**Written problem**
How many lines in these records hold the string "React"? State only that number.

**Material provided**
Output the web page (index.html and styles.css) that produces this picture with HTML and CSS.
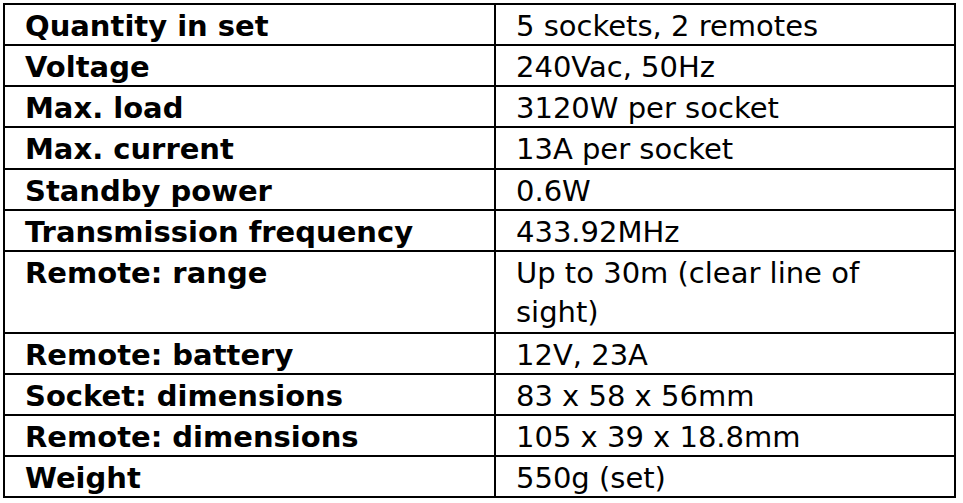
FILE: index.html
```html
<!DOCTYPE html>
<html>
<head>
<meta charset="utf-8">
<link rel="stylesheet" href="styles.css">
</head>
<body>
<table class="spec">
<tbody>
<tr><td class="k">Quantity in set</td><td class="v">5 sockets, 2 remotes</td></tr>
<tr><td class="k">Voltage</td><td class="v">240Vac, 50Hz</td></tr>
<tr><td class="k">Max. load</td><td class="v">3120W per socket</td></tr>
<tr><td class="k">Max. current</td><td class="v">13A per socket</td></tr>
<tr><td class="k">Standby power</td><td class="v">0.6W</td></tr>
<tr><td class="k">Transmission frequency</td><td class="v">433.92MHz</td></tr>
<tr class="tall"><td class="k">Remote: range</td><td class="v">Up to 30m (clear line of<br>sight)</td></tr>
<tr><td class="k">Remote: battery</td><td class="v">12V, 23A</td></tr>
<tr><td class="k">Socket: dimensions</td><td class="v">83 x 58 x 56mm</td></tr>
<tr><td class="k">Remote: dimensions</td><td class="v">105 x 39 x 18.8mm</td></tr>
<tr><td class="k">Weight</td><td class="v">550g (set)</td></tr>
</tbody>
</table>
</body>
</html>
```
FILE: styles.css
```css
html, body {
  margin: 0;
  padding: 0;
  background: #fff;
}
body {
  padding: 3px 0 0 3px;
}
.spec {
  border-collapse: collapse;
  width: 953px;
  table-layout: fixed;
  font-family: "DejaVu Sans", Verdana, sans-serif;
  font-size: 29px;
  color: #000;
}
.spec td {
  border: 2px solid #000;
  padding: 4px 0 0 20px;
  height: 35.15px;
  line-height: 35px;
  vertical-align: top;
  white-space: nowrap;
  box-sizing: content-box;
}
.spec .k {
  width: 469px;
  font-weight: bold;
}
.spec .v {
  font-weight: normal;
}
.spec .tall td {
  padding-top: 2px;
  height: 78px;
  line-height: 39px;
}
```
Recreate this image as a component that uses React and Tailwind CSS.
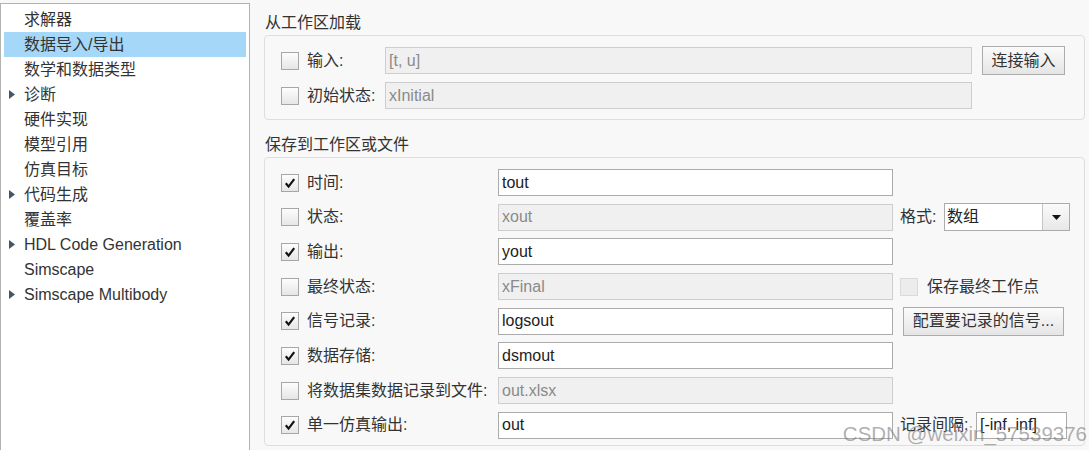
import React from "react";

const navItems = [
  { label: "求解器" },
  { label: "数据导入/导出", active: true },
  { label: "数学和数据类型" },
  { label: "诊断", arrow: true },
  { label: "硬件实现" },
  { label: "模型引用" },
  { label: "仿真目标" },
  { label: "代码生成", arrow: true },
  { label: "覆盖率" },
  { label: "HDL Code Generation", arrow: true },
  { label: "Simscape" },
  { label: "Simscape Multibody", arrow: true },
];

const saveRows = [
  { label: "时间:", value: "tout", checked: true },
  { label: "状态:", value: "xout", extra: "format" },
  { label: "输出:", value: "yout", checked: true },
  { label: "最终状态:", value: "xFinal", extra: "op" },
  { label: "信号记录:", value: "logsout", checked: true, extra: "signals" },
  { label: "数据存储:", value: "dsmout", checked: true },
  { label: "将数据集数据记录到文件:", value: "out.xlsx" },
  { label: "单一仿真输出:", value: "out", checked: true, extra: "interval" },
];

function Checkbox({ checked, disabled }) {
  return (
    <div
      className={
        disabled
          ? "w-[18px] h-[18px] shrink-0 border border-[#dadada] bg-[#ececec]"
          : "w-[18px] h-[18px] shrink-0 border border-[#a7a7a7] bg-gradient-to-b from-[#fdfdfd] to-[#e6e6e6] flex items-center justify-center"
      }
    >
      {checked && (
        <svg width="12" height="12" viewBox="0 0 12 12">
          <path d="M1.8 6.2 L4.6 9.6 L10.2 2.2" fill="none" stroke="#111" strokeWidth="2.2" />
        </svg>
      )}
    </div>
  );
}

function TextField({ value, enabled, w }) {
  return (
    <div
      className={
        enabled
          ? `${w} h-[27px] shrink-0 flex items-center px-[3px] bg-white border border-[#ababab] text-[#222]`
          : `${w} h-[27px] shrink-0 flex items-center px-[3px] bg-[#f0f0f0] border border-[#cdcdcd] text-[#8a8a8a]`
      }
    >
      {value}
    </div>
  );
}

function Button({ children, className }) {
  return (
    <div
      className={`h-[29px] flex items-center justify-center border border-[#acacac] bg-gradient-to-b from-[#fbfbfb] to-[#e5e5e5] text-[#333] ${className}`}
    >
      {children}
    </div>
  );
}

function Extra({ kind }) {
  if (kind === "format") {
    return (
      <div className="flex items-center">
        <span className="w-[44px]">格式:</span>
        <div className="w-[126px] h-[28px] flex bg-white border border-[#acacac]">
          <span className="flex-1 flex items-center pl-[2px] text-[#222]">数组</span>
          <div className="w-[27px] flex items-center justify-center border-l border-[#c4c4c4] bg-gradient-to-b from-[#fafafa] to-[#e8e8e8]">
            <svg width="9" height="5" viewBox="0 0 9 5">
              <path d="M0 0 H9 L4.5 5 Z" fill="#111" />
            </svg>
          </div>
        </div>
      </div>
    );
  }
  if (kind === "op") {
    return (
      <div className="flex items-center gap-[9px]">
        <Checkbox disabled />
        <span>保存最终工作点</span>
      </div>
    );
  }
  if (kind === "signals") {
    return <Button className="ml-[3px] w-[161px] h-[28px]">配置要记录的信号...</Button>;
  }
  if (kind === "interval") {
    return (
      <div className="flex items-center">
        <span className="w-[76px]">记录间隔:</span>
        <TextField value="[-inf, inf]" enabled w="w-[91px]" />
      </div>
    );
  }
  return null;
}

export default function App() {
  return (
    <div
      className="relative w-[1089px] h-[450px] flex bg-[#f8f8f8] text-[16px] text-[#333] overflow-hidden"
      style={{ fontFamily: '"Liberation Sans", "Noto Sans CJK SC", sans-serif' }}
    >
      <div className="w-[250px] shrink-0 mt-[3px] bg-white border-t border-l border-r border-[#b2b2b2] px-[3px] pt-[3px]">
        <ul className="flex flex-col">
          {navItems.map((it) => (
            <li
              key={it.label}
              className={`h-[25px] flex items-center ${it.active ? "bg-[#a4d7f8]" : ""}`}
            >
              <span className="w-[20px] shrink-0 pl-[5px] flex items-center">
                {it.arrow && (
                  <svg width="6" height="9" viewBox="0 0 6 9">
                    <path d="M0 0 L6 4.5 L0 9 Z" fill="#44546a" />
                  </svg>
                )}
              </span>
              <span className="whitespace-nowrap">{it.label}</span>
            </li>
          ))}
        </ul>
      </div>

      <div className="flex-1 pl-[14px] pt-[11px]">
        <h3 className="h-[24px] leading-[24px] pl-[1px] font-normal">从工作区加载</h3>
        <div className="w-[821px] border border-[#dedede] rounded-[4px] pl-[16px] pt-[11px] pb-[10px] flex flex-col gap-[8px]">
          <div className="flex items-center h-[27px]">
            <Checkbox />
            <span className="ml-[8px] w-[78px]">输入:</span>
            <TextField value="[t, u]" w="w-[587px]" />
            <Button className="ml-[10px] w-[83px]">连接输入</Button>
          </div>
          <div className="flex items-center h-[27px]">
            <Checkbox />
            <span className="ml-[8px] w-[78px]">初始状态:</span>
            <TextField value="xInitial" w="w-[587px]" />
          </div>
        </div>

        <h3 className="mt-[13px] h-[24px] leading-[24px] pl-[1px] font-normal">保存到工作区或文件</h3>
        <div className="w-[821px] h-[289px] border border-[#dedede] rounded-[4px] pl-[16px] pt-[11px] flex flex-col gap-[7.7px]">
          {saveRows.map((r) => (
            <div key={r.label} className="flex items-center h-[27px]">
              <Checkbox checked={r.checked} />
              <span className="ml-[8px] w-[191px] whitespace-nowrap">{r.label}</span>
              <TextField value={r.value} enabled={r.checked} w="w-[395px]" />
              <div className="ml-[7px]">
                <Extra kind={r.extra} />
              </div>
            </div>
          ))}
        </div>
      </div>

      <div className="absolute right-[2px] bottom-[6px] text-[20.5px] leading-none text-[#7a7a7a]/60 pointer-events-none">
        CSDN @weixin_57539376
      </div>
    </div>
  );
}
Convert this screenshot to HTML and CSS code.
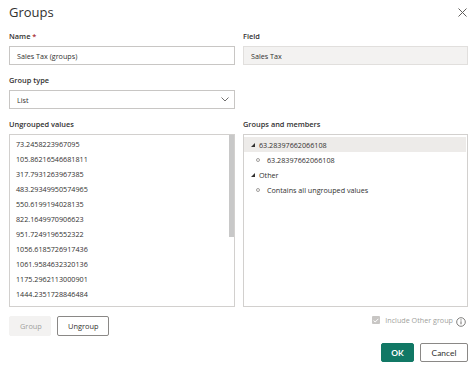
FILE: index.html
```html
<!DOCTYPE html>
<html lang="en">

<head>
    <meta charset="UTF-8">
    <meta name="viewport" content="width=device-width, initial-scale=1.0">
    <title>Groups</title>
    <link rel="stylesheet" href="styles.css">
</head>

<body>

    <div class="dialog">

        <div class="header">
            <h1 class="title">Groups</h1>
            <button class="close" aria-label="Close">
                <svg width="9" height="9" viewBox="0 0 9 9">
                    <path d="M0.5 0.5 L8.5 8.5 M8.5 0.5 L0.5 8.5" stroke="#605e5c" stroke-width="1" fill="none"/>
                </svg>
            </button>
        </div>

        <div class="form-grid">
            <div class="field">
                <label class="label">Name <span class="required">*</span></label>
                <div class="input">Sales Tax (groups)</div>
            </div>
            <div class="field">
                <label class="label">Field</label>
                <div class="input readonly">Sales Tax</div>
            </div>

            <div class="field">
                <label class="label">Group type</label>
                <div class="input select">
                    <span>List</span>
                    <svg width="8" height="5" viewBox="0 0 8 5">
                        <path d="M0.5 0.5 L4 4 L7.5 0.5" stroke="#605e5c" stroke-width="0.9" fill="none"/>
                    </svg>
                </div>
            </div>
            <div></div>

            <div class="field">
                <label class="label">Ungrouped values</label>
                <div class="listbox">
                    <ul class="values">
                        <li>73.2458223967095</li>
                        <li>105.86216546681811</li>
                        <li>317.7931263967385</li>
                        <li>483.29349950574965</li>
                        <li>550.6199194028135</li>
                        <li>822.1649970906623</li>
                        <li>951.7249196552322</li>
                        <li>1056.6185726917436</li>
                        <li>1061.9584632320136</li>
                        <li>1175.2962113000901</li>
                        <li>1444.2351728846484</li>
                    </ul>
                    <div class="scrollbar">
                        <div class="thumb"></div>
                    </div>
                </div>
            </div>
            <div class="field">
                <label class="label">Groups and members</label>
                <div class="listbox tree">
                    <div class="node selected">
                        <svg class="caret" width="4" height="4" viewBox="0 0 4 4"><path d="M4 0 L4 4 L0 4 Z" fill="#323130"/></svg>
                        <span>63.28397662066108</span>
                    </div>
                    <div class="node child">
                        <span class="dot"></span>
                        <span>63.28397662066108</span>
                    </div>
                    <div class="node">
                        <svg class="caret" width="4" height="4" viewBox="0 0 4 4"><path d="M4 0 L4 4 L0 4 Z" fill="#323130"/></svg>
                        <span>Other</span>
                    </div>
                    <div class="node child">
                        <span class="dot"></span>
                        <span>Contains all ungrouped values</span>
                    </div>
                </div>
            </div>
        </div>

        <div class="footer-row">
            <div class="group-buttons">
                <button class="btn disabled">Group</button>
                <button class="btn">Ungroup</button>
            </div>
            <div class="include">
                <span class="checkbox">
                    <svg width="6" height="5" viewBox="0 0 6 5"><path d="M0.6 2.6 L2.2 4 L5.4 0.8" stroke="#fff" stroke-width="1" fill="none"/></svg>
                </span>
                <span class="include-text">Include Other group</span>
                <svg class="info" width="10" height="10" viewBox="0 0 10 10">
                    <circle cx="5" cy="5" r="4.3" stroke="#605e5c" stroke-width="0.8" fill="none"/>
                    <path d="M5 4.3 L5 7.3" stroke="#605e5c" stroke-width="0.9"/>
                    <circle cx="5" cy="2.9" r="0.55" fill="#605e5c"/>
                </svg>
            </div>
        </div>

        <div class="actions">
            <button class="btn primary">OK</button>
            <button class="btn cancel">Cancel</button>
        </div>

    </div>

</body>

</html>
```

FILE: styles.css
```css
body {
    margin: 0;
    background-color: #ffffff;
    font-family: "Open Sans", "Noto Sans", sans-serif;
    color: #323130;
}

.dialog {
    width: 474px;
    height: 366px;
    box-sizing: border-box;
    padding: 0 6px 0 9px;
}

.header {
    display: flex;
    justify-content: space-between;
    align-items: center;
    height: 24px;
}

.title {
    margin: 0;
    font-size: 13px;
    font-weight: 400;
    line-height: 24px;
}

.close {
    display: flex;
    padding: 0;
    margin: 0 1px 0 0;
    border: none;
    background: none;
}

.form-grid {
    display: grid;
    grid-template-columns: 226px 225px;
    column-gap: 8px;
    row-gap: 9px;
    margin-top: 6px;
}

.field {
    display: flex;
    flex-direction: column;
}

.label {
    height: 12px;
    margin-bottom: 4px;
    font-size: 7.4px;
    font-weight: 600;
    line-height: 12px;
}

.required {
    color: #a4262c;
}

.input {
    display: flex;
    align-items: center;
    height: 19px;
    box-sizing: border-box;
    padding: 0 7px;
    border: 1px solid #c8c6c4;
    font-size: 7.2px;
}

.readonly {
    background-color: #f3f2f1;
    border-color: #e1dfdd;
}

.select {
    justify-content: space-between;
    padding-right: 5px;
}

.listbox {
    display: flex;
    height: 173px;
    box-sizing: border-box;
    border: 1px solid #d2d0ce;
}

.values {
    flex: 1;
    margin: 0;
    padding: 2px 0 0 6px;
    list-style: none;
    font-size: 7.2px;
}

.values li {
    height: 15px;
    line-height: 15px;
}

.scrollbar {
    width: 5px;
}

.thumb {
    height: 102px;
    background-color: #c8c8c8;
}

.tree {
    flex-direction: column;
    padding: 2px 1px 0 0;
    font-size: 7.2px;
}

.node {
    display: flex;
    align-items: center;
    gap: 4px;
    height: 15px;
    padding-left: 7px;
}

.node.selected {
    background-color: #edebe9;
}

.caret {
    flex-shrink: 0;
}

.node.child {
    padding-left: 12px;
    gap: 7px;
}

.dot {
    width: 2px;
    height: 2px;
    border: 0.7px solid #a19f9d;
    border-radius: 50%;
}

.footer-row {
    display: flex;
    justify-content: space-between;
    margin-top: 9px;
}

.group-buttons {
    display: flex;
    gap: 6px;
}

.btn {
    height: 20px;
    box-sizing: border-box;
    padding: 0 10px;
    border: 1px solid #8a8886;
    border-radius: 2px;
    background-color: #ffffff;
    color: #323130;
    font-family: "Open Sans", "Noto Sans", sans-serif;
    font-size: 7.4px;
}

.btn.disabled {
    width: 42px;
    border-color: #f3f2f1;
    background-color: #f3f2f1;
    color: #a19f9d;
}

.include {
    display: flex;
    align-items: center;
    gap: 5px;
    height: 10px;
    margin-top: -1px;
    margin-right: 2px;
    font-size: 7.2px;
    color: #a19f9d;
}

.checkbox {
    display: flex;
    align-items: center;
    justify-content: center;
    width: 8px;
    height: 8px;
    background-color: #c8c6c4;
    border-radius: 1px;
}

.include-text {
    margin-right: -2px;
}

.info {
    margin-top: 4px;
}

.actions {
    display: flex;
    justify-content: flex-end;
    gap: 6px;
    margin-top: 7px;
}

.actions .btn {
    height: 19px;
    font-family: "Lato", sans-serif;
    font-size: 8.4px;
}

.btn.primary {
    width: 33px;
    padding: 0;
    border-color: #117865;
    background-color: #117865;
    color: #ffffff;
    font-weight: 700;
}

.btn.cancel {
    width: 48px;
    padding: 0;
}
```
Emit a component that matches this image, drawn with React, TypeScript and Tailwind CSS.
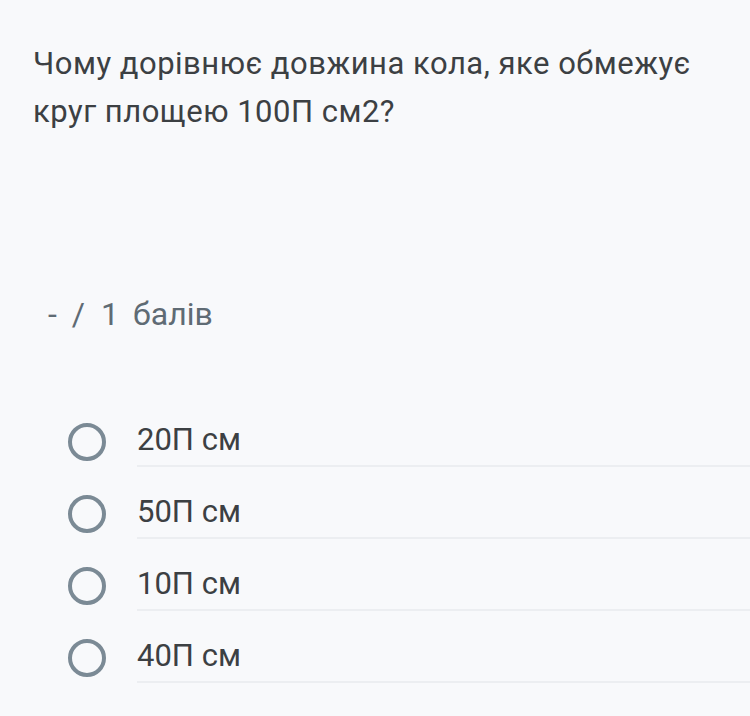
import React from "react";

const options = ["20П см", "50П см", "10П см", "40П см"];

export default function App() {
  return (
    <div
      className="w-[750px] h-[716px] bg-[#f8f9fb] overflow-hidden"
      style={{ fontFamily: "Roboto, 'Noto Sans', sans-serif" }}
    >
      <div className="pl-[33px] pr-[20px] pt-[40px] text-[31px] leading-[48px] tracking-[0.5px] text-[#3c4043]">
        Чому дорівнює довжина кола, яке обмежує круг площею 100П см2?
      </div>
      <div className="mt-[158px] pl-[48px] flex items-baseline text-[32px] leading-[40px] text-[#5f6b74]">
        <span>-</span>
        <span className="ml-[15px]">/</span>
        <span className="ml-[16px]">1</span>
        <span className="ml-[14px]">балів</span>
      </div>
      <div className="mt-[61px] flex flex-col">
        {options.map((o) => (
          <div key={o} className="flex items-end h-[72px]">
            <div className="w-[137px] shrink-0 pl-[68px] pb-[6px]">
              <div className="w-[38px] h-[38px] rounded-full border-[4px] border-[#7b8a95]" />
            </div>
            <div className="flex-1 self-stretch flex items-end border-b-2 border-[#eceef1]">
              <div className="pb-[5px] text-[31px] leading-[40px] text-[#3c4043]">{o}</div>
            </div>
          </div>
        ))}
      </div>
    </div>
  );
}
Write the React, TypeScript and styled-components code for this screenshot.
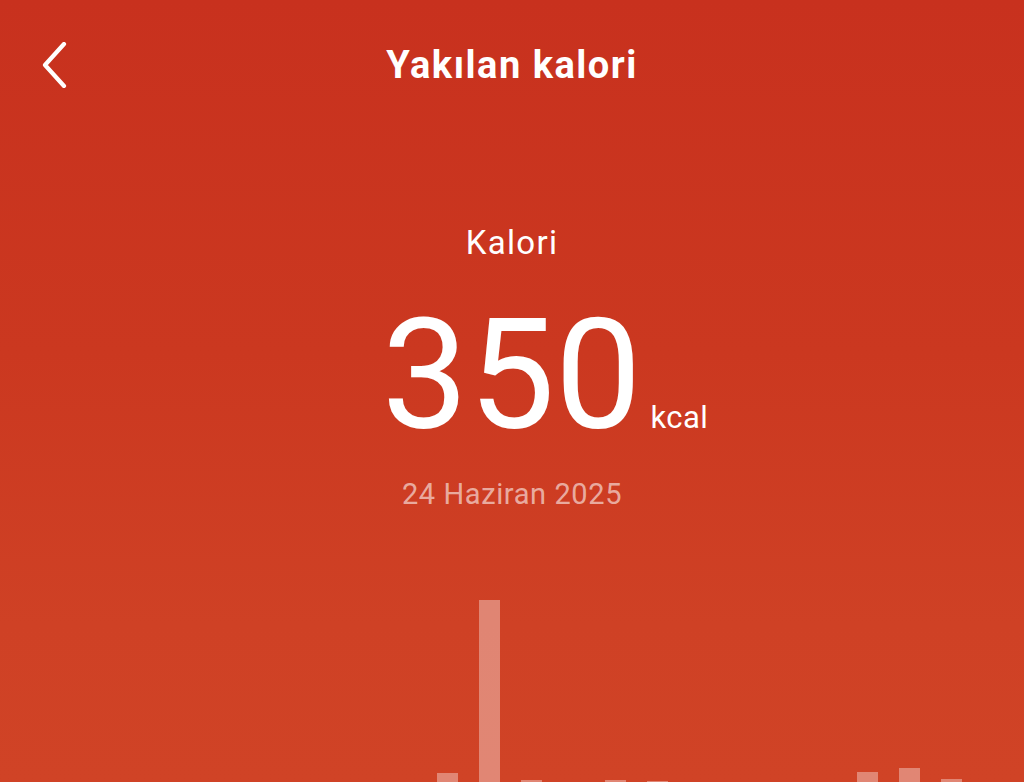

**Complete response**
5